PROBLEM REQUIREMENTS: With the pictures left out, copy the listing below exactly.

SUPPLIED MATERIAL:
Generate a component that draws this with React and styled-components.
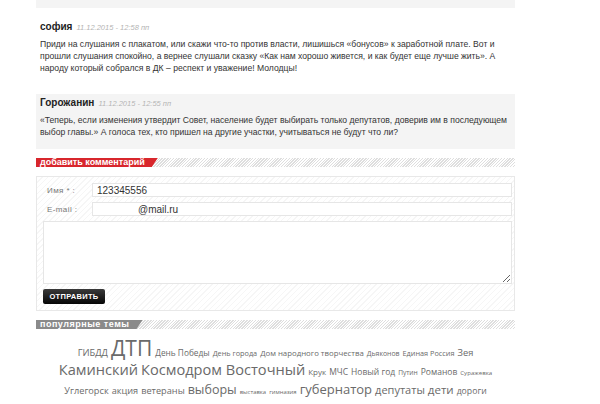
import React from "react";
import styled, { createGlobalStyle } from "styled-components";

const GlobalStyle = createGlobalStyle`
  body {
    margin: 0;
    background: #fff;
    font-family: "Liberation Sans", Arial, sans-serif;
  }
`;

const Column = styled.div`
  width: 479px;
  margin-left: 36px;
`;

const TopBox = styled.div`
  height: 8px;
  background: #f4f4f4;
`;

const Comment = styled.div`
  background: ${(p) => (p.$grey ? "#f4f4f4" : "#fff")};
  padding: ${(p) => (p.$grey ? "3px 4px 11px" : "13px 4px 6px")};
  margin-bottom: ${(p) => (p.$grey ? "9px" : "14px")};
`;

const Author = styled.div`
  font-size: 10px;
  font-weight: bold;
  color: #222;
  line-height: 12px;
  margin-bottom: 4px;
`;

const Date = styled.span`
  font-size: 7.5px;
  font-weight: normal;
  font-style: italic;
  color: #b4b4b4;
  margin-left: 4px;
`;

const Text = styled.p`
  margin: 0;
  font-size: 8.6px;
  line-height: 12px;
  color: #333;
`;

const Stripe = styled.div`
  display: flex;
  height: 9px;
  background: repeating-linear-gradient(
    -45deg,
    #fff 0 1px,
    #dedede 1px 2px
  );
`;

const StripeLabel = styled.div`
  background: ${(p) => p.$color};
  color: #fff;
  font-size: 9px;
  font-weight: bold;
  line-height: 9px;
  letter-spacing: ${(p) => p.$ls || 0}px;
  padding: 0 13px 0 4px;
  clip-path: polygon(0 0, 100% 0, calc(100% - 6px) 100%, 0 100%);
  white-space: nowrap;
`;

const FormBox = styled.div`
  margin-top: 9px;
  border: 1px solid #e8e8e8;
  padding: 6px 2px 6px 6px;
  background: repeating-linear-gradient(
    -45deg,
    #fff 0 3px,
    #f6f6f6 3px 4px
  );
  margin-bottom: 9px;
`;

const Row = styled.div`
  display: flex;
  align-items: center;
  margin-bottom: 5px;
`;

const Label = styled.label`
  width: 45px;
  padding-left: 4px;
  font-size: 8px;
  color: #777;
  letter-spacing: 0.4px;
`;

const Input = styled.input`
  flex: 1;
  height: 14px;
  box-sizing: border-box;
  border: 1px solid #e6e6e6;
  background: #fff;
  font-family: "Liberation Sans", Arial, sans-serif;
  font-size: 10px;
  color: #333;
  padding: 0 4px;
  text-indent: ${(p) => p.$indent || 0}px;
  outline: none;
`;

const TextArea = styled.textarea`
  display: block;
  width: 100%;
  height: 63px;
  box-sizing: border-box;
  border: 1px solid #e6e6e6;
  background: #fff;
  margin: 0 0 5px;
  resize: both;
`;

const Button = styled.button`
  display: block;
  height: 15px;
  width: 62px;
  padding: 0;
  border: 0;
  border-radius: 2px;
  background: linear-gradient(#3a3a3a, #050505);
  color: #fff;
  font-family: "Liberation Sans", Arial, sans-serif;
  font-size: 7.5px;
  font-weight: bold;
  letter-spacing: 0.3px;
`;

const Cloud = styled.div`
  padding-top: 10px;
  font-family: "Open Sans", sans-serif;
  color: #666;
`;

const CloudLine = styled.div`
  display: flex;
  justify-content: center;
  align-items: baseline;
  gap: 3px;
  height: ${(p) => p.$h}px;
  white-space: nowrap;
`;

const Tag = styled.span`
  font-size: ${(p) => p.$size}px;
  line-height: 0.9;
  color: #6a6a6a;
`;

const cloud = [
  {
    h: 24,
    tags: [
      ["ГИБДД", 9.3],
      ["ДТП", 21],
      ["День Победы", 8.3],
      ["День города", 7.3],
      ["Дом народного творчества", 7.8],
      ["Дьяконов", 6.9],
      ["Единая Россия", 7.3],
      ["Зея", 9.3],
    ],
  },
  {
    h: 21,
    tags: [
      ["Каминский", 14.6],
      ["Космодром Восточный", 14.6],
      ["Крук", 8],
      ["МЧС", 8.5],
      ["Новый год", 8.5],
      ["Путин", 6.6],
      ["Романов", 8.5],
      ["Суражевка", 6.1],
    ],
  },
  {
    h: 20,
    tags: [
      ["Углегорск", 9.2],
      ["акция", 9.2],
      ["ветераны", 9.2],
      ["выборы", 12.5],
      ["выставка", 5.9],
      ["гимназия", 5.9],
      ["губернатор", 13],
      ["депутаты", 11],
      ["дети", 11.5],
      ["дороги", 8.7],
    ],
  },
];

export default function App() {
  return (
    <>
      <GlobalStyle />
      <Column>
        <TopBox />
        <Comment>
          <Author>
            софия<Date>11.12.2015 - 12:58 пп</Date>
          </Author>
          <Text>
            Приди на слушания с плакатом, или скажи что-то против власти, лишишься «бонусов» к заработной плате. Вот и
            <br />
            прошли слушания спокойно, а вернее слушали сказку «Как нам хорошо живется, и как будет еще лучше жить». А
            <br />
            народу который собрался в ДК – респект и уважение! Молодцы!
          </Text>
        </Comment>
        <Comment $grey>
          <Author>
            Горожанин<Date>11.12.2015 - 12:55 пп</Date>
          </Author>
          <Text>
            «Теперь, если изменения утвердит Совет, население будет выбирать только депутатов, доверив им в последующем
            <br />
            выбор главы.» А голоса тех, кто пришел на другие участки, учитываться не будут что ли?
          </Text>
        </Comment>

        <Stripe>
          <StripeLabel $color="#d8262c">добавить комментарий</StripeLabel>
        </Stripe>
        <FormBox>
          <Row>
            <Label>Имя * :</Label>
            <Input defaultValue="123345556" />
          </Row>
          <Row>
            <Label>E-mail :</Label>
            <Input $indent={41} defaultValue="@mail.ru" />
          </Row>
          <TextArea />
          <Button>ОТПРАВИТЬ</Button>
        </FormBox>

        <Stripe>
          <StripeLabel $color="#8a8a8a" $ls={0.5}>
            популярные темы
          </StripeLabel>
        </Stripe>
        <Cloud>
          {cloud.map((line, i) => (
            <CloudLine key={i} $h={line.h}>
              {line.tags.map(([t, s]) => (
                <Tag key={t} $size={s}>
                  {t}
                </Tag>
              ))}
            </CloudLine>
          ))}
        </Cloud>
      </Column>
    </>
  );
}
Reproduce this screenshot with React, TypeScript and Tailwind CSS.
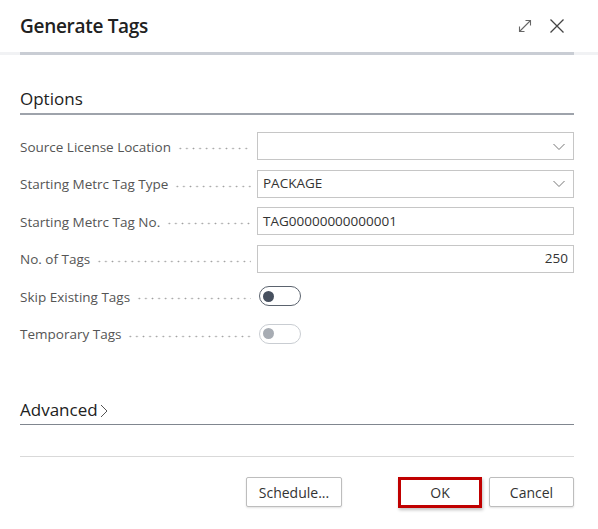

COMPLETED TASK:
Generate a component that draws this with React and styled-components.
import React from "react";
import styled, { createGlobalStyle } from "styled-components";

const GlobalStyle = createGlobalStyle`
  body {
    margin: 0;
    background: #fff;
    font-family: "Liberation Sans", Arial, sans-serif;
  }
`;

const Column = styled.div`
  width: 479px;
  margin-left: 36px;
`;

const TopBox = styled.div`
  height: 8px;
  background: #f4f4f4;
`;

const Comment = styled.div`
  background: ${(p) => (p.$grey ? "#f4f4f4" : "#fff")};
  padding: ${(p) => (p.$grey ? "3px 4px 11px" : "13px 4px 6px")};
  margin-bottom: ${(p) => (p.$grey ? "9px" : "14px")};
`;

const Author = styled.div`
  font-size: 10px;
  font-weight: bold;
  color: #222;
  line-height: 12px;
  margin-bottom: 4px;
`;

const Date = styled.span`
  font-size: 7.5px;
  font-weight: normal;
  font-style: italic;
  color: #b4b4b4;
  margin-left: 4px;
`;

const Text = styled.p`
  margin: 0;
  font-size: 8.6px;
  line-height: 12px;
  color: #333;
`;

const Stripe = styled.div`
  display: flex;
  height: 9px;
  background: repeating-linear-gradient(
    -45deg,
    #fff 0 1px,
    #dedede 1px 2px
  );
`;

const StripeLabel = styled.div`
  background: ${(p) => p.$color};
  color: #fff;
  font-size: 9px;
  font-weight: bold;
  line-height: 9px;
  letter-spacing: ${(p) => p.$ls || 0}px;
  padding: 0 13px 0 4px;
  clip-path: polygon(0 0, 100% 0, calc(100% - 6px) 100%, 0 100%);
  white-space: nowrap;
`;

const FormBox = styled.div`
  margin-top: 9px;
  border: 1px solid #e8e8e8;
  padding: 6px 2px 6px 6px;
  background: repeating-linear-gradient(
    -45deg,
    #fff 0 3px,
    #f6f6f6 3px 4px
  );
  margin-bottom: 9px;
`;

const Row = styled.div`
  display: flex;
  align-items: center;
  margin-bottom: 5px;
`;

const Label = styled.label`
  width: 45px;
  padding-left: 4px;
  font-size: 8px;
  color: #777;
  letter-spacing: 0.4px;
`;

const Input = styled.input`
  flex: 1;
  height: 14px;
  box-sizing: border-box;
  border: 1px solid #e6e6e6;
  background: #fff;
  font-family: "Liberation Sans", Arial, sans-serif;
  font-size: 10px;
  color: #333;
  padding: 0 4px;
  text-indent: ${(p) => p.$indent || 0}px;
  outline: none;
`;

const TextArea = styled.textarea`
  display: block;
  width: 100%;
  height: 63px;
  box-sizing: border-box;
  border: 1px solid #e6e6e6;
  background: #fff;
  margin: 0 0 5px;
  resize: both;
`;

const Button = styled.button`
  display: block;
  height: 15px;
  width: 62px;
  padding: 0;
  border: 0;
  border-radius: 2px;
  background: linear-gradient(#3a3a3a, #050505);
  color: #fff;
  font-family: "Liberation Sans", Arial, sans-serif;
  font-size: 7.5px;
  font-weight: bold;
  letter-spacing: 0.3px;
`;

const Cloud = styled.div`
  padding-top: 10px;
  font-family: "Open Sans", sans-serif;
  color: #666;
`;

const CloudLine = styled.div`
  display: flex;
  justify-content: center;
  align-items: baseline;
  gap: 3px;
  height: ${(p) => p.$h}px;
  white-space: nowrap;
`;

const Tag = styled.span`
  font-size: ${(p) => p.$size}px;
  line-height: 0.9;
  color: #6a6a6a;
`;

const cloud = [
  {
    h: 24,
    tags: [
      ["ГИБДД", 9.3],
      ["ДТП", 21],
      ["День Победы", 8.3],
      ["День города", 7.3],
      ["Дом народного творчества", 7.8],
      ["Дьяконов", 6.9],
      ["Единая Россия", 7.3],
      ["Зея", 9.3],
    ],
  },
  {
    h: 21,
    tags: [
      ["Каминский", 14.6],
      ["Космодром Восточный", 14.6],
      ["Крук", 8],
      ["МЧС", 8.5],
      ["Новый год", 8.5],
      ["Путин", 6.6],
      ["Романов", 8.5],
      ["Суражевка", 6.1],
    ],
  },
  {
    h: 20,
    tags: [
      ["Углегорск", 9.2],
      ["акция", 9.2],
      ["ветераны", 9.2],
      ["выборы", 12.5],
      ["выставка", 5.9],
      ["гимназия", 5.9],
      ["губернатор", 13],
      ["депутаты", 11],
      ["дети", 11.5],
      ["дороги", 8.7],
    ],
  },
];

export default function App() {
  return (
    <>
      <GlobalStyle />
      <Column>
        <TopBox />
        <Comment>
          <Author>
            софия<Date>11.12.2015 - 12:58 пп</Date>
          </Author>
          <Text>
            Приди на слушания с плакатом, или скажи что-то против власти, лишишься «бонусов» к заработной плате. Вот и
            <br />
            прошли слушания спокойно, а вернее слушали сказку «Как нам хорошо живется, и как будет еще лучше жить». А
            <br />
            народу который собрался в ДК – респект и уважение! Молодцы!
          </Text>
        </Comment>
        <Comment $grey>
          <Author>
            Горожанин<Date>11.12.2015 - 12:55 пп</Date>
          </Author>
          <Text>
            «Теперь, если изменения утвердит Совет, население будет выбирать только депутатов, доверив им в последующем
            <br />
            выбор главы.» А голоса тех, кто пришел на другие участки, учитываться не будут что ли?
          </Text>
        </Comment>

        <Stripe>
          <StripeLabel $color="#d8262c">добавить комментарий</StripeLabel>
        </Stripe>
        <FormBox>
          <Row>
            <Label>Имя * :</Label>
            <Input defaultValue="123345556" />
          </Row>
          <Row>
            <Label>E-mail :</Label>
            <Input $indent={41} defaultValue="@mail.ru" />
          </Row>
          <TextArea />
          <Button>ОТПРАВИТЬ</Button>
        </FormBox>

        <Stripe>
          <StripeLabel $color="#8a8a8a" $ls={0.5}>
            популярные темы
          </StripeLabel>
        </Stripe>
        <Cloud>
          {cloud.map((line, i) => (
            <CloudLine key={i} $h={line.h}>
              {line.tags.map(([t, s]) => (
                <Tag key={t} $size={s}>
                  {t}
                </Tag>
              ))}
            </CloudLine>
          ))}
        </Cloud>
      </Column>
    </>
  );
}
Reproduce this screenshot with React, TypeScript and Tailwind CSS.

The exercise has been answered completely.